Sauvignon Blanc is going all smoky, creamy and toasty on us
This column was first published in Your Weekend magazine in The Dominion Post, The Christchurch Press and The Waikato Times on Saturday 16 August 2014.
With every second wine drinker lamenting the loss of big buttery chardonnay from shop shelves, it seems only fitting that a new wave of sauvignon blancs should fill chardonnay’s full bodied shoes.
These wines were known as fumé blanc in the 1970s, ‘80s and early ‘90s and then disappeared, along with big hair, leg warmers (sob sob) and leather trench coats. They are coming around again and there’s never been a better time to restyle sauvignon because this year there was more of it than ever; 75% of the total 2014 New Zealand grape harvest was sauvignon blanc.
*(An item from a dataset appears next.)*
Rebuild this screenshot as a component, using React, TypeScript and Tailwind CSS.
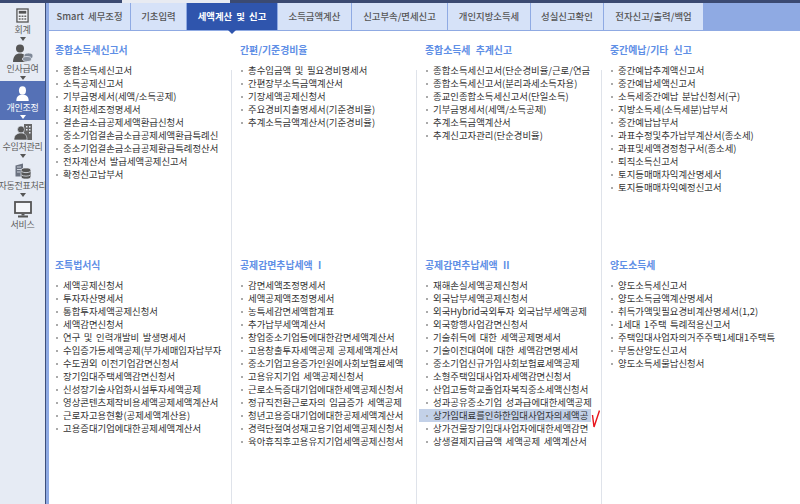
const tabs = [
  { label: 'Smart 세무조정', width: 'w-[81px]' },
  { label: '기초입력', width: 'w-[55px]' },
  { label: '세액계산 및 신고', width: 'w-[90px]', active: true },
  { label: '소득금액계산', width: 'w-[73px]' },
  { label: '신고부속/면세신고', width: 'w-[95px]' },
  { label: '개인지방소득세', width: 'w-[82px]' },
  { label: '성실신고확인', width: 'w-[72px]' },
  { label: '전자신고/출력/백업', width: 'w-[99px]' },
];

const columns = [
  {
    width: 'w-[183px]',
    pad: 'pl-[6px]',
    divider: 'border-r border-[#dfe3ea]',
    top: {
      title: '종합소득세신고서',
      items: ['종합소득세신고서', '소득공제신고서', '기부금명세서(세액/소득공제)', '최저한세조정명세서', '결손금소급공제세액환급신청서', '중소기업결손금소급공제세액환급특례신', '중소기업결손금소급공제환급특례정산서', '전자계산서 발급세액공제신고서', '확정신고납부서'],
    },
    bottom: {
      title: '조특법서식',
      items: ['세액공제신청서', '투자자산명세서', '통합투자세액공제신청서', '세액감면신청서', '연구 및 인력개발비 발생명세서', '수입증가등세액공제(부가세매입자납부자', '수도권외 이전기업감면신청서', '장기임대주택세액감면신청서', '신성장기술사업화시설투자세액공제', '영상콘텐츠제작비용세액공제세액계산서', '근로자고용현황(공제세액계산용)', '고용증대기업에대한공제세액계산서'],
    },
  },
  {
    width: 'w-[185px]',
    pad: 'pl-[8px]',
    divider: 'border-r border-[#dfe3ea]',
    top: {
      title: '간편/기준경비율',
      items: ['총수입금액 및 필요경비명세서', '간편장부소득금액계산서', '기장세액공제신청서', '주요경비지출명세서(기준경비율)', '추계소득금액계산서(기준경비율)'],
    },
    bottom: {
      title: '공제감면추납세액 I',
      items: ['감면세액조정명세서', '세액공제액조정명세서', '농특세감면세액합계표', '추가납부세액계산서', '창업중소기업등에대한감면세액계산서', '고용창출투자세액공제 공제세액계산서', '중소기업고용증가인원에사회보험료세액', '고용유지기업 세액공제신청서', '근로소득증대기업에대한세액공제신청서', '정규직전환근로자의 임금증가 세액공제', '청년고용증대기업에대한공제세액계산서', '경력단절여성재고용기업세액공제신청서', '육아휴직후고용유지기업세액공제신청서'],
    },
  },
  {
    width: 'w-[185px]',
    pad: 'pl-[8px]',
    divider: 'border-r border-[#dfe3ea]',
    top: {
      title: '종합소득세 추계신고',
      items: ['종합소득세신고서(단순경비율/근로/연금', '종합소득세신고서(분리과세소득자용)', '종교인종합소득세신고서(단일소득)', '기부금명세서(세액/소득공제)', '추계소득금액계산서', '추계신고자관리(단순경비율)'],
    },
    bottom: {
      title: '공제감면추납세액 II',
      items: ['재해손실세액공제신청서', '외국납부세액공제신청서', '외국Hybrid국외투자 외국납부세액공제', '외국항행사업감면신청서', '기술취득에 대한 세액공제명세서', '기술이전대여에 대한 세액감면명세서', '중소기업신규가입사회보험료세액공제', '소형주택임대사업자세액감면신청서', '산업고등학교졸업자복직중소세액신청서', '성과공유중소기업 성과급에대한세액공제', '상가임대료를인하한임대사업자의세액공', '상가건물장기임대사업자에대한세액감면', '상생결제지급금액 세액공제 세액계산서'],
      selected: '상가임대료를인하한임대사업자의세액공',
    },
  },
  {
    width: 'flex-1',
    pad: 'pl-[8px]',
    divider: '',
    top: {
      title: '중간예납/기타 신고',
      items: ['중간예납추계액신고서', '중간예납세액신고서', '소득세중간예납 분납신청서(구)', '지방소득세(소득세분)납부서', '중간예납납부서', '과표수정및추가납부계산서(종소세)', '과표및세액경정청구서(종소세)', '퇴직소득신고서', '토지등매매차익계산명세서', '토지등매매차익예정신고서'],
    },
    bottom: {
      title: '양도소득세',
      items: ['양도소득세신고서', '양도소득금액계산명세서', '취득가액및필요경비계산명세서(1,2)', '1세대 1주택 특례적용신고서', '주택임대사업자의거주주택1세대1주택특', '부동산양도신고서', '양도소득세물납신청서'],
    },
  },
];

function CalcIcon() {
  return (
    <svg width="13" height="15" viewBox="0 0 14 16">
      <rect x="1" y="1" width="12" height="14" fill="#f1f3f7" stroke="#555" strokeWidth="1.4" />
      <rect x="3" y="3" width="8" height="3" fill="#555" />
      <path d="M3 8h2v1.5H3zM6 8h2v1.5H6zM9 8h2v1.5H9zM3 11h2v1.5H3zM6 11h2v1.5H6zM9 11h2v1.5H9z" fill="#666" />
    </svg>
  );
}

function PersonCoinIcon() {
  return (
    <svg width="22" height="18" viewBox="0 0 22 18">
      <circle cx="8" cy="4.5" r="4" fill="#555" />
      <path d="M1 18c0-6 3-8.500 7-8.500s7 2.500 7 8.500z" fill="#555" />
      <ellipse cx="16.500" cy="12" rx="4.500" ry="3" fill="#7d8796" stroke="#e6ebf4" strokeWidth="0.8" />
      <ellipse cx="15" cy="15" rx="4.500" ry="2.500" fill="#8a93a1" stroke="#e6ebf4" strokeWidth="0.8" />
    </svg>
  );
}

function PersonIcon() {
  return (
    <svg width="15" height="15" viewBox="0 0 15 17">
      <ellipse cx="7.500" cy="5" rx="4" ry="4.800" fill="#fff" />
      <path d="M0.500 17c0-5 2.500-7 7-7s7 2 7 7z" fill="#fff" />
    </svg>
  );
}

function PersonBuildingIcon() {
  return (
    <svg width="18" height="16" viewBox="0 0 18 16">
      <rect x="10" y="0" width="8" height="16" fill="#666" />
      <path d="M12 2h1.500v1.500H12zM15 2h1.500v1.500H15zM12 5h1.500v1.500H12zM15 5h1.500v1.500H15zM15 8h1.500v1.500H15z" fill="#e6ebf4" />
      <circle cx="7" cy="5.500" r="3.500" fill="#555" stroke="#e6ebf4" strokeWidth="0.6" />
      <path d="M0 16c0-5 3-7 7-7s6 2 6 7z" fill="#555" stroke="#e6ebf4" strokeWidth="0.6" />
    </svg>
  );
}

function DocsDbIcon() {
  return (
    <svg width="16" height="16" viewBox="0 0 16 16">
      <path d="M0.500 2.500 8 0.500v13H0.500z" fill="#6b7280" />
      <path d="M2 4h4M2 6.500h4M2 9h3" stroke="#e6ebf4" strokeWidth="0.8" />
      <rect x="6" y="5" width="10" height="11" rx="3" fill="#555" stroke="#e6ebf4" strokeWidth="0.7" />
      <path d="M6.500 8.500c2 1.500 7 1.500 9 0M6.500 12c2 1.500 7 1.500 9 0" stroke="#e6ebf4" strokeWidth="0.8" fill="none" />
    </svg>
  );
}

function MonitorIcon() {
  return (
    <svg width="18" height="17" viewBox="0 0 18 17">
      <rect x="1" y="1" width="16" height="11" fill="#f4f6fa" stroke="#555" strokeWidth="1.800" />
      <path d="M7.500 13h3v1.500H7.500z" fill="#555" />
      <path d="M4 14.500h10V16.500H4z" fill="#555" />
    </svg>
  );
}

const sideItems = [
  { label: '회계', icon: <CalcIcon />, arrow: true },
  { label: '인사급여', icon: <PersonCoinIcon />, arrow: true },
  { label: '개인조정', icon: <PersonIcon />, arrow: true, active: true },
  { label: '수임처관리', icon: <PersonBuildingIcon />, arrow: true },
  { label: '자동전표처리', icon: <DocsDbIcon />, arrow: true },
  { label: '서비스', icon: <MonitorIcon />, arrow: false },
];

function List({ items, selected }: { items: string[]; selected?: string }) {
  return (
    <ul>
      {items.map((item) => (
        <li
          key={item}
          className={
            item === selected
              ? 'relative -ml-[6px] mr-[10px] flex h-[13px] items-center gap-[5px] bg-[#c3d1e8] pl-[7px] text-[9.4px] leading-[13px] whitespace-nowrap text-[#333] [word-spacing:1.5px]'
              : 'flex h-[13px] items-center gap-[5px] pl-[1px] text-[9.4px] leading-[13px] whitespace-nowrap text-[#333] [word-spacing:1.5px]'
          }
        >
          <span className="h-[2px] w-[2px] shrink-0 bg-[#aaa]" />
          <span>{item}</span>
          {item === selected && (
            <svg className="absolute top-[1px] -right-[9px]" width="9" height="18" viewBox="0 0 9 18">
              <path d="M1.500 5 3 17 8.500 0.500" fill="none" stroke="#e8141c" strokeWidth="1.400" />
            </svg>
          )}
        </li>
      ))}
    </ul>
  );
}

export default function App() {
  return (
    <div className="flex h-[504px] w-[800px] flex-col overflow-hidden bg-white font-['Noto_Sans_CJK_KR','Noto_Sans',sans-serif]">
      <div className="flex h-[3px] shrink-0">
        <div className="w-[122px] bg-[#3b4a72]" />
        <div className="w-[108px] bg-[#e8ebf2]" />
        <div className="flex-1 bg-[#3b4a72]" />
      </div>
      <div className="flex min-h-0 flex-1">
        {/* sidebar */}
        <aside className="w-[45px] shrink-0 bg-[#e6ebf4]">
          {sideItems.map((s) => (
            <div
              key={s.label}
              className={`flex h-[39px] flex-col items-center pt-[3px] ${s.active ? 'bg-[#5571b6] text-white' : 'text-[#5f5f5f]'}`}
            >
              <div className="flex h-[17px] items-end justify-center">{s.icon}</div>
              <span className="mt-[1px] text-[9px] leading-[12px] tracking-[-0.3px] whitespace-nowrap">{s.label}</span>
              {s.arrow && (
                <span className={`mt-[1px] h-0 w-0 border-x-[3px] border-t-[4px] border-x-transparent ${s.active ? 'border-t-white' : 'border-t-[#555]'}`} />
              )}
            </div>
          ))}
        </aside>
        <div className="w-[1px] shrink-0 bg-[#3d4f7a]" />
        <div className="w-[3px] shrink-0 bg-[#8faae3]" />

        <main className="flex min-w-0 flex-1 flex-col">
          {/* tabs */}
          <div className="flex h-[28px] shrink-0 gap-[1px] border-b border-[#8faae3] bg-[#8faae3]">
            {tabs.map((t) => (
              <div
                key={t.label}
                className={`relative flex items-center justify-center text-[9.4px] whitespace-nowrap [word-spacing:2px] ${t.width} ${t.active ? 'bg-[#2f55ad] font-bold text-white' : 'bg-[#d6e2f8] font-medium text-[#555]'}`}
              >
                {t.label}
                {t.active && (
                  <span className="absolute -bottom-[4px] left-1/2 h-0 w-0 -translate-x-1/2 border-x-[4px] border-t-[4px] border-x-transparent border-t-[#2f55ad]" />
                )}
              </div>
            ))}
          </div>

          {/* menu columns */}
          <div className="flex min-h-0 flex-1">
            {columns.map((col) => (
              <div key={col.top.title} className={`flex flex-col ${col.width}`}>
                <div className={`h-[39px] shrink-0 pt-[12px] text-[9.9px] leading-[14px] font-bold text-[#5f8fe6] [word-spacing:3px] ${col.pad}`}>
                  {col.top.title}
                </div>
                <div className={`flex-1 ${col.divider} ${col.pad}`}>
                  <div className="-mt-[6px] h-[194px]">
                    <List items={col.top.items} />
                  </div>
                  <h3 className="h-[21px] text-[9.9px] leading-[14px] font-bold text-[#5f8fe6] [word-spacing:3px]">{col.bottom.title}</h3>
                  <List items={col.bottom.items} selected={col.bottom.selected} />
                </div>
              </div>
            ))}
          </div>
        </main>
      </div>
    </div>
  );
}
Bring on the fumé. The more, the merrier. We need variety and this one works a treat.
Fumé is French for smokey and is the name that Loire Valley winemakers traditionally gave sauvignon blanc. When the late US winemaker Robert Mondavi had difficulty selling sauvignon blanc in the 1970s, he turned the French term, blanc fumé round the ‘wrong’ way. It took off. So much so that New Zealand winemakers followed suit, adding a little oak to their wines so that they lived up to the smoky moniker. And the rest is a little like fashion in the 1980s; a little became a lot and eventually fell from favour, in deference to the Miles Davis’ music philosophy; the fewer notes he played, the more he said with his music.
Now fumé blanc is back. It is smoky, toasty and creamy, but less oaky than it was. Thankfully. Now it caters to what chardonnay lovers first fell for in those big, buttery wines; their feel. That creamy thing that we call taste is really the wine equivalent of olive oil on fresh pasta; silkiness. It makes the mouth feel good. In fumé blanc, the feel good factor comes from the interaction of wine with air. Oak barrels allow air in. This softens acidity, which can taste challenging in young wine.
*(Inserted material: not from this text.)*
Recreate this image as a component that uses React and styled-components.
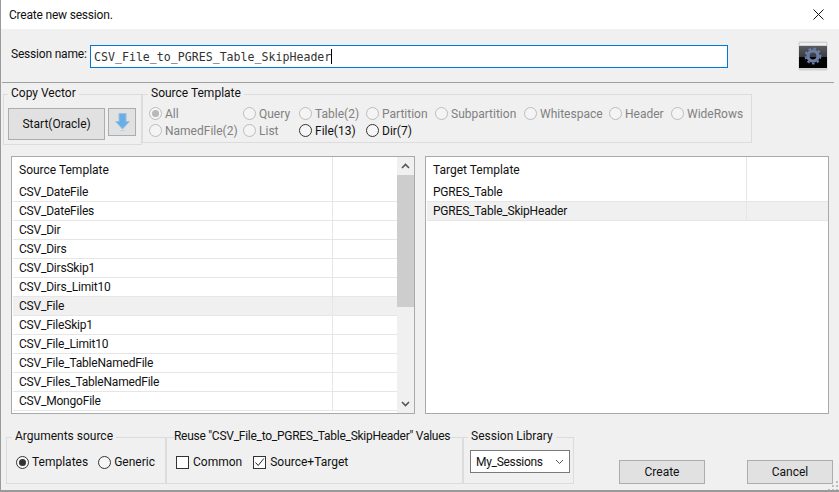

If we could compare today’s new wave fumes with yesterday’s over oaked ones, I believe that about 99% of wine drinkers would far prefer the outstanding local wines we have now.
Wines of the week
Bring on the fumes
2013 Rockburn Fume Blanc $39.99
Wines from New Zealand’s deep south mostly come from the pinot noir basket, which accounts for about 80% of Central Otago’s grapes and wine production. The whites are rare but are often even more impressive than the best reds, as this southern sauvignon shows with its deep lemon colour, fresh green apple and creamy flavours. It leaves the distinct impression that Central Otago has more up its wine sleeve than we usually see.
Buy from: Glengarry’s stores in the North Island and Vino Fino, Christchurch. www.rockburn.co.nz
2012 Pegasus Bay Sauvignon Semillon $28 to $29
There’s a decadent quality to this wine, whose makers were among the first to forge a South Island path for full bodied sauvignon blanc by blending it with semillon in 1998. They have remained faithful to the formula, allowing semillon to flirt with oak, which softens the wine and enhances its creamy, oak-derived richness. A must try.
Buy from Regional Wines, Wellington; Vino Fino, Christchurch, Cambridge Wine Company, Hamilton.
2013 Fairbourne Marlborough Sauvignon Blanc $32 to $33
Smooth and subtle, showing that a little oak goes a long way in a full bodied sauvignon blanc from a sundrenched north facing vineyard in the Wairau Valley, Marlborough
From Moore Wilson’s, Wellington; Ballantynes, Christchurch, Farro Fresh. fairbourne.co.nz
Embrace the eccentrics
2013 Spade Oak Vigneron Petit Manseng $32 (375ml bottle)
Little known wines are all the rage right now, so meet petit manseng, which originally comes from Jurancon in the south of France and suits New Zealand’s cool climate well, if this one and and Churton’s in Marlborough are anything to go by. This is liquid deliciousness; medium bodied, off dry and refreshingly grapefruit-like.
From: Regional Wines, Wellington; Primo Vino, Hamilton; Super Liquor in Papanui, Christchurch or buy online at www.spadeoak.co.nz
2014 Seifried Nelson Sauvignon Blanc $13
If you find this at $18, the winemakers will be doing well; most of the time it is a gutsy, flavoursome and vibrant white which puts the capital ‘b’ in bargain buy at $13. (Not a fumé style.)